Privatized Toll Road Letdown
Published: April 27, 2010 3:00 a.m.
Toll Road letdown
Journal Gazette
Opponents predicted this would happen.
When Gov. Mitch Daniels sold his plan to lease the Indiana Toll Road for 75 years, some opponents said the financial projections were too rosy, that the $3.8 billion proceeds and interest would not fully fund the lease’s share of a much-touted 10-year highway construction plan.
Now, as Niki Kelly’s Sunday story explained, the Indiana Department of Transportation has begun to take projects off the 10-year plan while delaying others. In all, projected spending for new highway construction in the 10-year plan has dropped from $6.4 billion to $5.5 billion.
Some of the reduction is because of other forces – a drop in gasoline tax revenue, lower estimated construction costs. But a significant portion is because of lower-than-expected interest income from the lease proceeds. Two years ago, in the most recent update, the state said the shortfall was $220 million and counting.
“I think this is absolutely predictable,” said state Rep. Win Moses, whose Democratic Party was in the minority of both chambers of the General Assembly when lawmakers approved the lease in 2006. “It was always oversold.”
If so, it isn’t the first time supporters of a big, controversial government program used overly optimistic projections to help sell the program. Nor is it that unusual for financial projections to be revised, particularly during and after the economic changes of the past three years.
But uncertainty about the future was a primary reason to question a proposed 75-year lease. Of course the finances will change dramatically.
While a few forward-thinking lawmakers such as Moses examined and challenged the finances of the lease, the focus of the opposition was more on the philosophical decision to lease such an enormous state asset to a private, foreign company. Proponents won, largely because it meant a lot of money to finance numerous highway projects over the following decade.

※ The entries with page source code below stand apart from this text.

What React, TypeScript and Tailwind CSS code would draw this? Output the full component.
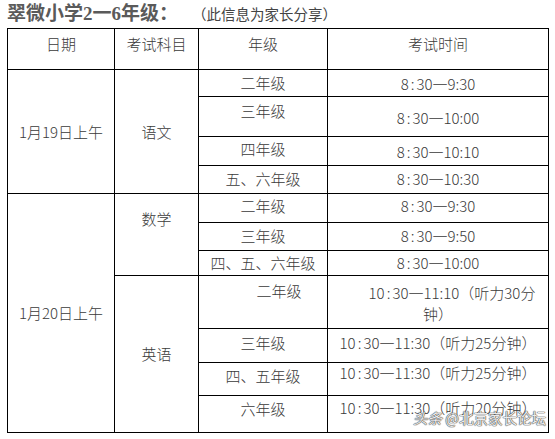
import React from "react"

type Row = {
  h: string
  gradePt: string
  timePt: string
  grade: string
  time: React.ReactNode
  lead?: React.ReactNode
}

const cell = "border border-black p-0 align-top text-center"

function Time({ a, b, extra }: { a: string; b: string; extra?: string }) {
  const [h, m] = a.split(":")
  return (
    <span>
      {h}
      <span className="px-[2px]">:</span>
      {m}一{b}
      {extra}
    </span>
  )
}

const ROWS: Row[] = [
  {
    h: "h-[27px]",
    gradePt: "pt-[3px]",
    timePt: "pt-[4px]",
    grade: "二年级",
    time: <Time a="8:30" b="9:30" />,
    lead: (
      <>
        <td rowSpan={4} className="border border-black p-0 align-middle text-center">
          1月19日上午
        </td>
        <td rowSpan={4} className="border border-black p-0 align-middle text-center">
          语文
        </td>
      </>
    ),
  },
  { h: "h-[40px]", gradePt: "pt-[4px]", timePt: "pt-[11px]", grade: "三年级", time: <Time a="8:30" b="10:00" /> },
  { h: "h-[29px]", gradePt: "pt-[2px]", timePt: "pt-[5px]", grade: "四年级", time: <Time a="8:30" b="10:10" /> },
  { h: "h-[28px]", gradePt: "pt-[3px]", timePt: "pt-[3px]", grade: "五、六年级", time: <Time a="8:30" b="10:30" /> },
  {
    h: "h-[29px]",
    gradePt: "pt-[2px]",
    timePt: "pt-[2px]",
    grade: "二年级",
    time: <Time a="8:30" b="9:30" />,
    lead: (
      <>
        <td rowSpan={7} className="border border-black p-0 align-middle text-center">
          1月20日上午
        </td>
        <td rowSpan={3} className="border border-black p-0 pt-[15px] align-top text-center">
          数学
        </td>
      </>
    ),
  },
  { h: "h-[28px]", gradePt: "pt-[3px]", timePt: "pt-[3px]", grade: "三年级", time: <Time a="8:30" b="9:50" /> },
  { h: "h-[25px]", gradePt: "pt-[2px]", timePt: "pt-[2px]", grade: "四、五、六年级", time: <Time a="8:30" b="10:00" /> },
  {
    h: "h-[53px]",
    gradePt: "pt-[5px] pl-[32px]",
    timePt: "pt-[6px]",
    grade: "二年级",
    time: (
      <>
        <span className="block pl-[28px] leading-[21px]">
          <Time a="10:30" b="11:10" extra="（听力30分" />
        </span>
        <span className="block leading-[21px]">钟）</span>
      </>
    ),
    lead: (
      <td rowSpan={4} className="border border-black p-0 align-middle text-center">
        英语
      </td>
    ),
  },
  {
    h: "h-[34px]",
    gradePt: "pt-[4px]",
    timePt: "pt-[4px]",
    grade: "三年级",
    time: <Time a="10:30" b="11:30" extra="（听力25分钟）" />,
  },
  {
    h: "h-[33px]",
    gradePt: "pt-[3px]",
    timePt: "pt-[0px]",
    grade: "四、五年级",
    time: <Time a="10:30" b="11:30" extra="（听力25分钟）" />,
  },
  {
    h: "h-[37px]",
    gradePt: "pt-[3px]",
    timePt: "pt-[2px]",
    grade: "六年级",
    time: <Time a="10:30" b="11:30" extra="（听力20分钟）" />,
  },
]

export default function App() {
  return (
    <div className="relative h-[439px] w-[555px] overflow-hidden bg-white font-['Noto_Sans_CJK_SC',sans-serif] text-[15px] leading-[20px] text-[#3a3a3a]">
      <div className="flex h-[28px] items-center pl-[7px] pt-[0px]">
        <span className="font-['Liberation_Serif','Noto_Sans_CJK_SC',serif] text-[19px] font-bold leading-[24px] text-[#5a5a5a]">
          翠微小学2一6年级：
        </span>
        <span className="ml-[14px] text-[14.5px] leading-[20px] text-[#444]">（此信息为家长分享）</span>
      </div>

      <table className="ml-[7px] w-[541px] table-fixed border-collapse font-light">
        <colgroup>
          <col className="w-[107px]" />
          <col className="w-[84px]" />
          <col className="w-[129px]" />
          <col className="w-[221px]" />
        </colgroup>
        <tbody>
          <tr className="h-[41px]">
            <td className={`${cell} pt-[5px]`}>日期</td>
            <td className={`${cell} pt-[5px]`}>考试科目</td>
            <td className={`${cell} pt-[5px]`}>年级</td>
            <td className={`${cell} pt-[5px]`}>考试时间</td>
          </tr>
          {ROWS.map((r, i) => (
            <tr key={i} className={r.h}>
              {r.lead}
              <td className={`${cell} ${r.gradePt}`}>{r.grade}</td>
              <td className={`${cell} ${r.timePt} whitespace-nowrap`}>{r.time}</td>
            </tr>
          ))}
        </tbody>
      </table>

      <div className="absolute left-[413px] top-[408px] text-[14.5px] leading-[20px] text-white/90 [text-shadow:0_0_1px_#444,0_0_1px_#444,0_0_1px_#444]">
        <span className="italic">头条</span> @北京家长论坛
      </div>
    </div>
  )
}
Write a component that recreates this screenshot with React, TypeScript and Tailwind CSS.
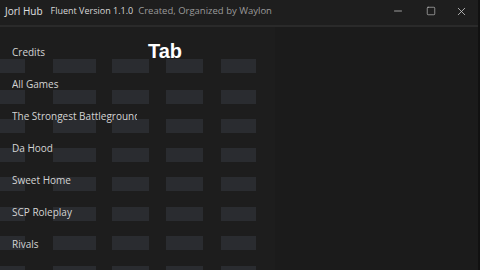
import { Minus, Square, X } from 'lucide-react'

const tabs = [
  'Credits',
  'All Games',
  'The Strongest Battlegrounds',
  'Da Hood',
  'Sweet Home',
  'SCP Roleplay',
  'Rivals',
]

const cols = ['w-[25px]', 'w-[43px] ml-[28px]', 'w-[37px] ml-[16px]', 'w-[37px] ml-[17px]', 'w-[35px] ml-[18px]']
const rows = [60, 91, 120, 149, 178, 208, 237, 267]

function GridPattern() {
  return (
    <div className="absolute inset-0 pointer-events-none">
      {rows.map((top) => (
        <div key={top} className="absolute left-0 flex h-[14px]" style={{ top: top - 28 }}>
          {cols.map((c) => (
            <div key={c} className={`${c} h-full bg-[#2a2c30]`} />
          ))}
        </div>
      ))}
    </div>
  )
}

export default function App() {
  return (
    <div className="w-[480px] h-[270px] bg-[#1b1b1b] flex flex-col overflow-hidden font-['Open_Sans',sans-serif] border-r-2 border-[#111111]">
      <div className="h-[27px] shrink-0 flex items-center pb-[3px] bg-[#1e1e1e] border-b-2 border-[#2a2a2a]">
        <span className="ml-[5px] text-[10px] text-[#e0e0e0]">Jorl Hub</span>
        <span className="ml-[8px] text-[9px] text-[#d8d8d8]">Fluent Version 1.1.0</span>
        <span className="ml-[5px] text-[9.5px] text-[#9a9a9a]">Created, Organized by Waylon</span>
        <div className="ml-auto flex items-center text-[#c8c8c8]">
          <Minus size={12} strokeWidth={1.5} className="mr-[22px]" />
          <Square size={10} strokeWidth={1.5} className="mr-[19px]" />
          <X size={13} strokeWidth={1.5} className="mr-[10px]" />
        </div>
      </div>
      <div className="relative flex-1 flex">
        <div className="w-[275px] h-full bg-[#1d1d1d]" />
        <div className="absolute inset-0">
          <GridPattern />
          <div className="relative flex">
            <div className="flex flex-col pt-[18px] pl-[12px] gap-[18px] w-[137px]">
              {tabs.map((t) => (
                <div key={t} className="h-[14px] leading-[14px] text-[10px] text-[#d4d4d4] whitespace-nowrap overflow-hidden">
                  {t}
                </div>
              ))}
            </div>
            <div className="pt-[12px] pl-[11px] text-[20px] font-semibold text-white font-['Liberation_Sans',sans-serif] leading-[24px]">
              Tab
            </div>
          </div>
        </div>
      </div>
    </div>
  )
}
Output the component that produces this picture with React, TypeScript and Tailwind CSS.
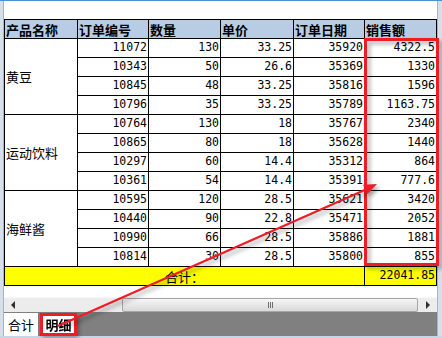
import React from 'react';

interface OrderRow {
  id: string;
  qty: string;
  price: string;
  date: string;
  amount: string;
}

interface ProductGroup {
  name: string;
  rows: OrderRow[];
}

const groups: ProductGroup[] = [
  {
    name: '黄豆',
    rows: [
      { id: '11072', qty: '130', price: '33.25', date: '35920', amount: '4322.5' },
      { id: '10343', qty: '50', price: '26.6', date: '35369', amount: '1330' },
      { id: '10845', qty: '48', price: '33.25', date: '35816', amount: '1596' },
      { id: '10796', qty: '35', price: '33.25', date: '35789', amount: '1163.75' },
    ],
  },
  {
    name: '运动饮料',
    rows: [
      { id: '10764', qty: '130', price: '18', date: '35767', amount: '2340' },
      { id: '10865', qty: '80', price: '18', date: '35628', amount: '1440' },
      { id: '10297', qty: '60', price: '14.4', date: '35312', amount: '864' },
      { id: '10361', qty: '54', price: '14.4', date: '35391', amount: '777.6' },
    ],
  },
  {
    name: '海鲜酱',
    rows: [
      { id: '10595', qty: '120', price: '28.5', date: '35621', amount: '3420' },
      { id: '10440', qty: '90', price: '22.8', date: '35471', amount: '2052' },
      { id: '10990', qty: '66', price: '28.5', date: '35886', amount: '1881' },
      { id: '10814', qty: '30', price: '28.5', date: '35800', amount: '855' },
    ],
  },
];

const headers = ['产品名称', '订单编号', '数量', '单价', '订单日期', '销售额'];

const cjk = "font-['Noto_Sans_CJK_SC',sans-serif]";
const mono = "font-['DejaVu_Sans_Mono','Noto_Sans_CJK_SC',monospace]";

function NumCell({ value }: { value: string }) {
  return (
    <div className={`bg-white flex items-center justify-end pr-px text-[11.5px] text-black leading-none ${mono}`}>
      {value}
    </div>
  );
}

export default function App() {
  return (
    <div className="relative w-[442px] h-[338px] flex flex-col bg-[#d3dde9] overflow-hidden">
      <div className="h-px bg-[#4a90d9]" />
      <div className="flex flex-1">
        {/* left frame */}
        <div className="w-[4px] bg-[#d7e0ea] border-r border-[#a9b4c2]" />

        <div className="w-[433px] flex flex-col bg-white">
          <div className="h-[18px]" />

          {/* report grid */}
          <div className="grid grid-cols-[72px_70px_71px_72px_70px_71px] auto-rows-[18px] gap-px bg-black p-px">
            {headers.map((h) => (
              <div
                key={h}
                className={`bg-[#b8cce4] flex items-center pl-px text-[13px] font-bold text-black leading-none ${cjk}`}
              >
                {h}
              </div>
            ))}

            {groups.map((g) => (
              <React.Fragment key={g.name}>
                <div className={`row-span-4 bg-white flex items-center pl-px text-[13px] text-black leading-none ${cjk}`}>
                  {g.name}
                </div>
                {g.rows.map((r) => (
                  <React.Fragment key={r.id}>
                    <NumCell value={r.id} />
                    <NumCell value={r.qty} />
                    <NumCell value={r.price} />
                    <NumCell value={r.date} />
                    <NumCell value={r.amount} />
                  </React.Fragment>
                ))}
              </React.Fragment>
            ))}

            {/* total row */}
            <div className={`col-span-5 bg-[#ffff00] flex items-center justify-center text-[13px] text-black leading-none ${cjk}`}>
              合计：
            </div>
            <div className={`bg-[#ffff00] flex items-center justify-end pr-px text-[11.5px] text-black leading-none ${mono}`}>
              22041.85
            </div>
          </div>

          <div className="h-[11px]" />

          {/* horizontal scrollbar */}
          <div className="h-[15px] flex items-center bg-[#ececec] border-t border-[#f8f8f8]">
            <div className="w-[118px] flex items-center pl-[7px]">
              <div className="w-0 h-0 border-y-[4px] border-y-transparent border-r-[4px] border-r-[#303030]" />
            </div>
            <div className="w-[296px] h-[14px] rounded-[2px] border border-[#a6a6a6] bg-gradient-to-b from-[#f6f6f6] to-[#d9d9d9] flex items-center justify-center gap-px">
              <div className="w-px h-[6px] bg-[#6e6e6e]" />
              <div className="w-px h-[6px] bg-[#6e6e6e]" />
              <div className="w-px h-[6px] bg-[#6e6e6e]" />
            </div>
            <div className="flex-1 flex items-center justify-center">
              <div className="w-0 h-0 border-y-[4px] border-y-transparent border-l-[4px] border-l-[#303030]" />
            </div>
          </div>

          {/* sheet tabs */}
          <div className="h-[24px] flex items-stretch gap-[2px] bg-[#808080] pt-px">
            <div className={`w-[34px] bg-white flex items-center justify-center text-[13px] text-black leading-none ${cjk}`}>
              合计
            </div>
            <div className={`w-[37px] bg-white border-[3px] border-[#ee1c24] flex items-center justify-center text-[13px] font-bold text-black leading-none drop-shadow-[2px_2px_2px_rgba(0,0,0,0.35)] ${cjk}`}>
              明细
            </div>
          </div>
        </div>

        {/* right frame */}
        <div className="flex-1 bg-[#d7e0ea] border-l border-[#a9b4c2]" />
      </div>
      <div className="h-[2px] bg-[#c6d6e8]" />

      {/* red highlight box */}
      <div className="absolute left-[364px] top-[38px] w-[75px] h-[228px] border-[3px] border-[#ee1c24] drop-shadow-[3px_3px_2px_rgba(0,0,0,0.35)]" />

      {/* red arrow */}
      <svg
        className="absolute left-0 top-0 drop-shadow-[3px_3px_2px_rgba(0,0,0,0.35)]"
        width="442"
        height="338"
        viewBox="0 0 442 338"
      >
        <line x1="58" y1="326" x2="367" y2="189" stroke="#ee1c24" strokeWidth="2.2" />
        <polygon points="377,184 363,184.7 367.5,194" fill="#ee1c24" />
      </svg>
    </div>
  );
}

Now that some projects are falling off the list doesn’t mean that Toll Road drivers pay any less. The cost for a passenger car to traverse the 157-mile length of the Toll Road was $4.65 before the lease was signed. Today it is $8 for those without electronic tolling devices, and the price will continue to rise.
Costs are even higher for truckers; the $14.55 cost for a five-axle truck just before the lease was signed has now jumped to $32. Ever-higher tolls could well force some truck drivers off the interstate onto highways such as Indiana 20, raising the cost of maintaining those roads.
Great improvements promised by lease supporters aren’t apparent either. Construction lingers on portions of the road near Chicago, causing backups and dangerous driving conditions. Occasional Toll Road drivers who don’t use the road enough to buy the electronic tolling device are finding longer lines at the cash toll booths.
Tellingly, four years after Daniels and other lease proponents sold the privatization deal as the “next big thing” for cash-strapped states, few – if any – have followed the model.
Perhaps one of the most troubling aspects of the lease isn’t that the 10-year plan is falling short but that it was designed to finance a highway plan for only 10 years – while a private company will continue to bring in revenue for 65 years after that plan is over.